__DIRECTIONS FOR THIS TASK__. Extract all lines containing "that".

__INFORMATION GIVEN__.
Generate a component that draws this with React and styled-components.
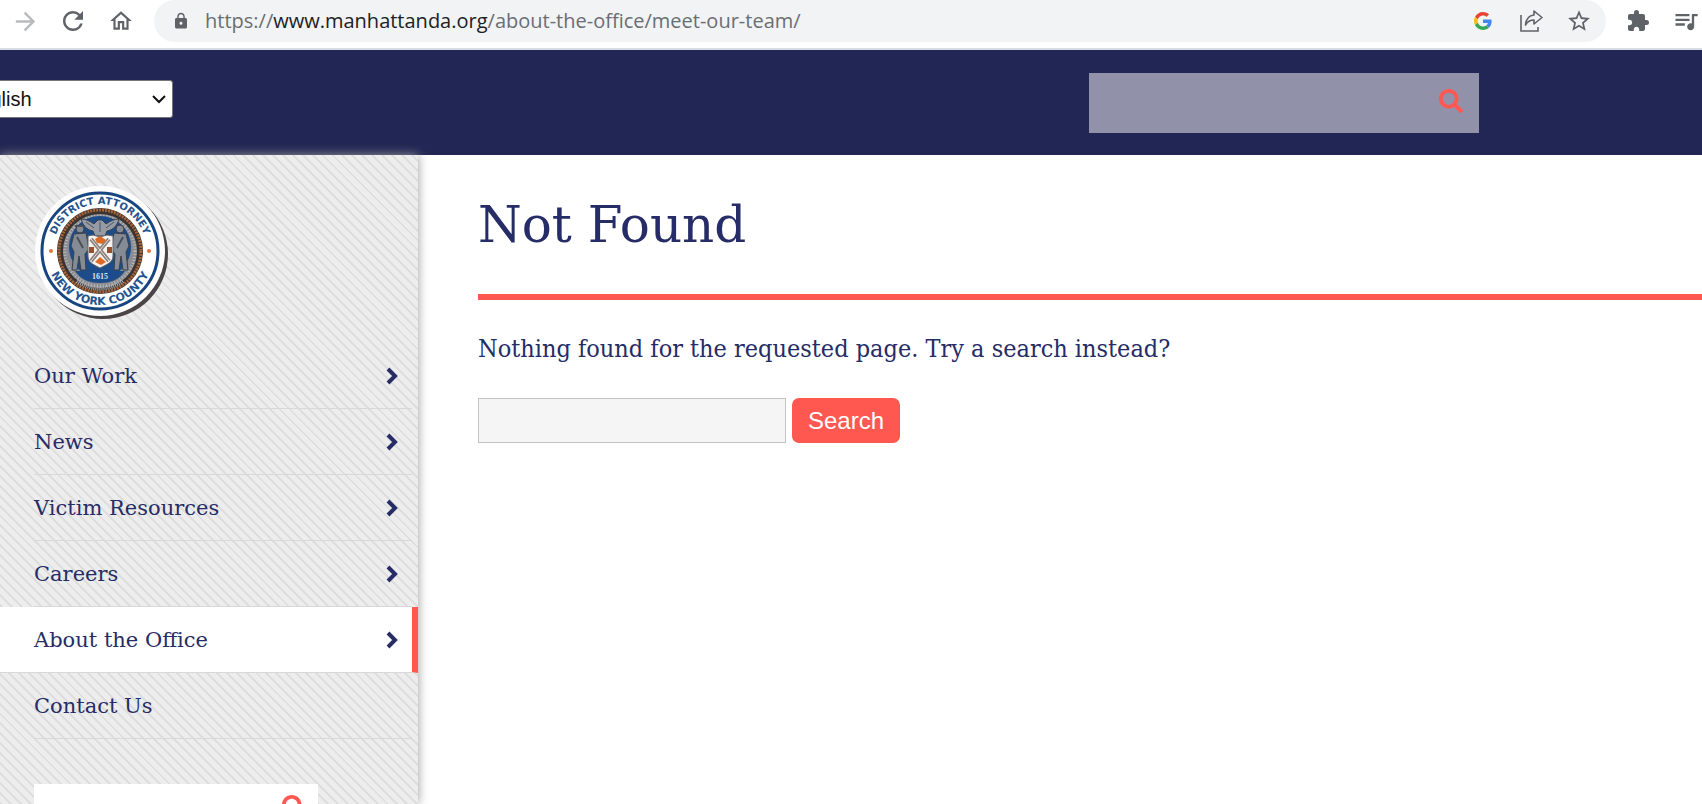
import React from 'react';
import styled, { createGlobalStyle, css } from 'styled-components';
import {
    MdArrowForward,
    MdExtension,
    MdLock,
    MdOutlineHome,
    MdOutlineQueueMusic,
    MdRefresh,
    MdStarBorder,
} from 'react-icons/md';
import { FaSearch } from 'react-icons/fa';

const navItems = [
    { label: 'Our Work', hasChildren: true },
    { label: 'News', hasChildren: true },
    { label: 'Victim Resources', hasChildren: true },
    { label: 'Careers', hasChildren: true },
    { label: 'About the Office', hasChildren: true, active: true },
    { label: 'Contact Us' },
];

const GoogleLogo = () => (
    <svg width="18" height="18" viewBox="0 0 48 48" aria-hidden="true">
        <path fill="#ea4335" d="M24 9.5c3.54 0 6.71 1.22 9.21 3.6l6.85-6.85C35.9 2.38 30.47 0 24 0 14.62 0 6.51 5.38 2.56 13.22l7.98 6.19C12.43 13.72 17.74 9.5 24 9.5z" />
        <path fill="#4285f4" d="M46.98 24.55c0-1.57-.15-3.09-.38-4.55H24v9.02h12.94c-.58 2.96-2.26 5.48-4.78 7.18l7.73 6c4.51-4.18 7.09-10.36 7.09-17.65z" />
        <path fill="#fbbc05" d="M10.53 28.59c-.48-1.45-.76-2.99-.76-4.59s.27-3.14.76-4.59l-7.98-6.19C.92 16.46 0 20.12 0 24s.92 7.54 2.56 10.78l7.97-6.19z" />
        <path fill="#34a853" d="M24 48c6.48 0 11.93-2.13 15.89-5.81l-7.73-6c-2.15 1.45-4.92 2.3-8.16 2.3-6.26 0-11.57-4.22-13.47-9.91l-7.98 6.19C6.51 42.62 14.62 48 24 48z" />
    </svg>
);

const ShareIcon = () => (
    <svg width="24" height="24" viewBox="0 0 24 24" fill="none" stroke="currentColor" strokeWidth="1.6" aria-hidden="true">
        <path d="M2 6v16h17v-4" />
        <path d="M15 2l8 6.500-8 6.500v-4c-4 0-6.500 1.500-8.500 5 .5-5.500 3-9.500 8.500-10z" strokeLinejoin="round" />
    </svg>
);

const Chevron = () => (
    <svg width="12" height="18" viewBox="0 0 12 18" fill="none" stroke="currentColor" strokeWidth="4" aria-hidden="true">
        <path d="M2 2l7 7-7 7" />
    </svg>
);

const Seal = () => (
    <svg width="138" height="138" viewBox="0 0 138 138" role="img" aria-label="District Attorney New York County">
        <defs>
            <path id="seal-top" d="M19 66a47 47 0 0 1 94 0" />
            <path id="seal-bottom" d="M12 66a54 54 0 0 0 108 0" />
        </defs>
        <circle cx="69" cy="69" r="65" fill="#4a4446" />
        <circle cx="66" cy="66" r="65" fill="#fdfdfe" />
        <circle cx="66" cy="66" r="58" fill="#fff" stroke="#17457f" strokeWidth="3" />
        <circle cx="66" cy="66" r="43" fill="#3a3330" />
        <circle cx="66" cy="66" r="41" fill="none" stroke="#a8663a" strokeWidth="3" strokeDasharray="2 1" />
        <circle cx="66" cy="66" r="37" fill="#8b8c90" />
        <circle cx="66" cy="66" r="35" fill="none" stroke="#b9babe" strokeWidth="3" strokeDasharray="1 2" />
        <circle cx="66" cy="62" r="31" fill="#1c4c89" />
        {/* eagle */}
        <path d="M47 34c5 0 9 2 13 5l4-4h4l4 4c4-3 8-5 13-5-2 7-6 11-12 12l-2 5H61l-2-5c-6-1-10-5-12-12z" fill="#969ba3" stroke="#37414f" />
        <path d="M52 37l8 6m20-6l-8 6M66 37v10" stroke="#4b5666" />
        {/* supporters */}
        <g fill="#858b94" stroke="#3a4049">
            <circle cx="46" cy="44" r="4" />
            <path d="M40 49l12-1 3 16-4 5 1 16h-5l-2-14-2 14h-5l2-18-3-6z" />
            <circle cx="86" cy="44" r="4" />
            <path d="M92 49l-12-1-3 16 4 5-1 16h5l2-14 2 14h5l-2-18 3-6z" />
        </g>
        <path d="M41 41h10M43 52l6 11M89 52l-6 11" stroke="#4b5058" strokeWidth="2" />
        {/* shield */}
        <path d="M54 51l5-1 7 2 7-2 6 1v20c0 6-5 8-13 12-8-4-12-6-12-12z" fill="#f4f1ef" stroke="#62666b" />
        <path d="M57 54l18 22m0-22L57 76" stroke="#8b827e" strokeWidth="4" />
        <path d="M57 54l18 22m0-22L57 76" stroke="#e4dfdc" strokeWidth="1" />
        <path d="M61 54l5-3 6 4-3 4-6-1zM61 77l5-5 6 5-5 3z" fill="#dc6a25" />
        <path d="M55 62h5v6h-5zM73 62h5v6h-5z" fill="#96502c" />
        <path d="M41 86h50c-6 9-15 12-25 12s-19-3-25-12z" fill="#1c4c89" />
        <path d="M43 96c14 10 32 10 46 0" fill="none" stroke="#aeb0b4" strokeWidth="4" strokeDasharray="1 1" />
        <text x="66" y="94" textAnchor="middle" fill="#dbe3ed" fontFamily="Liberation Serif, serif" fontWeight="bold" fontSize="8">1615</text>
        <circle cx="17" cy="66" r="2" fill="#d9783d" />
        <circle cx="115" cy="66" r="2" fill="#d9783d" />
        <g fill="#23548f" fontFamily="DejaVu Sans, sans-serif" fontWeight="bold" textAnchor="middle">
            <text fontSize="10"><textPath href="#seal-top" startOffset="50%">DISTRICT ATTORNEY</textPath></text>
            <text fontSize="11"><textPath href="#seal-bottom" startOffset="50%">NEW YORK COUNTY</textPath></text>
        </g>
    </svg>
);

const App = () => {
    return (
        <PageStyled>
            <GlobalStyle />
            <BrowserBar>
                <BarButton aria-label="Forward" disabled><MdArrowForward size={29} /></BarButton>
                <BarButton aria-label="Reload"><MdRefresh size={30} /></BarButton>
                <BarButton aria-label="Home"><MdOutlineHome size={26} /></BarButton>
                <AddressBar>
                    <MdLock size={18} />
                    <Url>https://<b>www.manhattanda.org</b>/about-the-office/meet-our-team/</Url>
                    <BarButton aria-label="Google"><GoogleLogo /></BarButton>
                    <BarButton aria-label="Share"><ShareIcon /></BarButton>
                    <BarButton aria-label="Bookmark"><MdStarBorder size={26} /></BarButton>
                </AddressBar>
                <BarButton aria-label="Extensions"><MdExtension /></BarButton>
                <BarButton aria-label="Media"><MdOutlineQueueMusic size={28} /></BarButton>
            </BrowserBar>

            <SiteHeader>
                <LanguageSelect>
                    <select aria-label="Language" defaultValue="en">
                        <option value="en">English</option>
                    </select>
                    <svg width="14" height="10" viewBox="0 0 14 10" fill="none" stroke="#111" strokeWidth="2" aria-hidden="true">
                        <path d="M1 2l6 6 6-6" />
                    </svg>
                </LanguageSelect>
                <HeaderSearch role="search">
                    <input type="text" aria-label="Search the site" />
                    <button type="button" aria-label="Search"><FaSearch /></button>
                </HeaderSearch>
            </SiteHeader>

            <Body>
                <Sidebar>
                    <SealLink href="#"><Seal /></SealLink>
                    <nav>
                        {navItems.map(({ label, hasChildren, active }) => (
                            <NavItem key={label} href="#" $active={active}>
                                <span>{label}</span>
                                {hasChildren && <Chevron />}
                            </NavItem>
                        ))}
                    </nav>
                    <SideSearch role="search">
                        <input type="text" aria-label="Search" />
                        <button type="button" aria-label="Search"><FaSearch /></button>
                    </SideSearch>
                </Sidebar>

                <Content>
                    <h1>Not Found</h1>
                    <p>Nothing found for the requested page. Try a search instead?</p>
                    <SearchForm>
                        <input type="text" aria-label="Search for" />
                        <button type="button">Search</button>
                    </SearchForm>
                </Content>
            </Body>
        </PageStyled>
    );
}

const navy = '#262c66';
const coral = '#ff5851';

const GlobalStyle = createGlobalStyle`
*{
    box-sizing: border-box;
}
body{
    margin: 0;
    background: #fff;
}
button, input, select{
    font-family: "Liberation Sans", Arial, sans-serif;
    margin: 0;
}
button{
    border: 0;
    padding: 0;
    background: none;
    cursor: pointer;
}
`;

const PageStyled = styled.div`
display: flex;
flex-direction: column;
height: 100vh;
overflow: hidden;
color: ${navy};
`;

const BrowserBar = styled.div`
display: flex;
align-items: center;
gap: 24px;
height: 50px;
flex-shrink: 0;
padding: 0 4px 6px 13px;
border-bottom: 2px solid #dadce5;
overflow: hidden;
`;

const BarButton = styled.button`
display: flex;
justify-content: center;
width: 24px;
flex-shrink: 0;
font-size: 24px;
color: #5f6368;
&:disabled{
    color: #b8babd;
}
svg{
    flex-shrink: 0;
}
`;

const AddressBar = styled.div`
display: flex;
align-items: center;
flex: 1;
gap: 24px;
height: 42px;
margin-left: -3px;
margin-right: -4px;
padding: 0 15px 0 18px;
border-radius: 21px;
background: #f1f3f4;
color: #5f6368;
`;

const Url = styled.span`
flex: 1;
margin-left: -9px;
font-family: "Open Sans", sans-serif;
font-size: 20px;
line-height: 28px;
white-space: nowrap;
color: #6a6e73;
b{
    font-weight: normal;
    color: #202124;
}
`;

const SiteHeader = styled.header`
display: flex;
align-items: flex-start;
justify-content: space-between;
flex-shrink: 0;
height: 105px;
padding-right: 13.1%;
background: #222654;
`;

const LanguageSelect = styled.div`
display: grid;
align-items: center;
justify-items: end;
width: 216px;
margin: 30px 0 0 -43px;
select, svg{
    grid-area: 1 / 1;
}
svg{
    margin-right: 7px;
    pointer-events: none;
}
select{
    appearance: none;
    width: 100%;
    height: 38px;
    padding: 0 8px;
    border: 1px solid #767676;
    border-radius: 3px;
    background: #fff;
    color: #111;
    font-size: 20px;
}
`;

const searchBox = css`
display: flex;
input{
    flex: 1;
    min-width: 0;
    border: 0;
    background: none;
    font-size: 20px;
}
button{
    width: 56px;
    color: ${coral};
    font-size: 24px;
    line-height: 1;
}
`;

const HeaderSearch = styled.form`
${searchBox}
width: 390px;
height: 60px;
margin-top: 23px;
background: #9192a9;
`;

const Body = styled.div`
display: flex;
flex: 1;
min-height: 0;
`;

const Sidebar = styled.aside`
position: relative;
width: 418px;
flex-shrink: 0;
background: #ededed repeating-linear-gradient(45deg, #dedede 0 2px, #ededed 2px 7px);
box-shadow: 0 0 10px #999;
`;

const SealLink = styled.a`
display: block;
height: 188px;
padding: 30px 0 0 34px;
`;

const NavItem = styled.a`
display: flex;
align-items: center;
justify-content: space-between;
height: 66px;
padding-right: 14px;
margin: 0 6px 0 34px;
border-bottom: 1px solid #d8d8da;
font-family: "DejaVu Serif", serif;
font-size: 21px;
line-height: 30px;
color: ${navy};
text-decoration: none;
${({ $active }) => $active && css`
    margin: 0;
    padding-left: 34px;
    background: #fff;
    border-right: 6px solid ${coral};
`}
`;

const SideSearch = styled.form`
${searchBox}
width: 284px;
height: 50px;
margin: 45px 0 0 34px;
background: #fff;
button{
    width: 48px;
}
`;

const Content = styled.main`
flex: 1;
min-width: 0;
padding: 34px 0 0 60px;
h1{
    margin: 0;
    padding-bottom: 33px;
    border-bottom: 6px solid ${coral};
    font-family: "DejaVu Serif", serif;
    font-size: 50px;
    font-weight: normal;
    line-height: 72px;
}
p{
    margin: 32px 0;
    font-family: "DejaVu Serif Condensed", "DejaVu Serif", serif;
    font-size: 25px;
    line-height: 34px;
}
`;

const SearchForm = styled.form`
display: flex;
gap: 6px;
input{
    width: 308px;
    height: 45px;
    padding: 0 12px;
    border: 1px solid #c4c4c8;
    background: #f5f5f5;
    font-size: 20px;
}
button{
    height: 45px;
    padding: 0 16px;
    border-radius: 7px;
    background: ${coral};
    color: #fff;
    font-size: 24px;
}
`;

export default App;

...

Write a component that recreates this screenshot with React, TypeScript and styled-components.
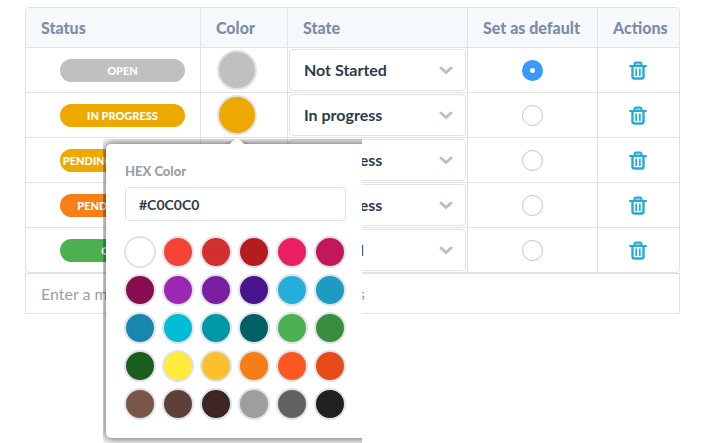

__THE RESULT__.
Generate a component that draws this with React and styled-components.
Write a component that recreates this screenshot with React, TypeScript and styled-components.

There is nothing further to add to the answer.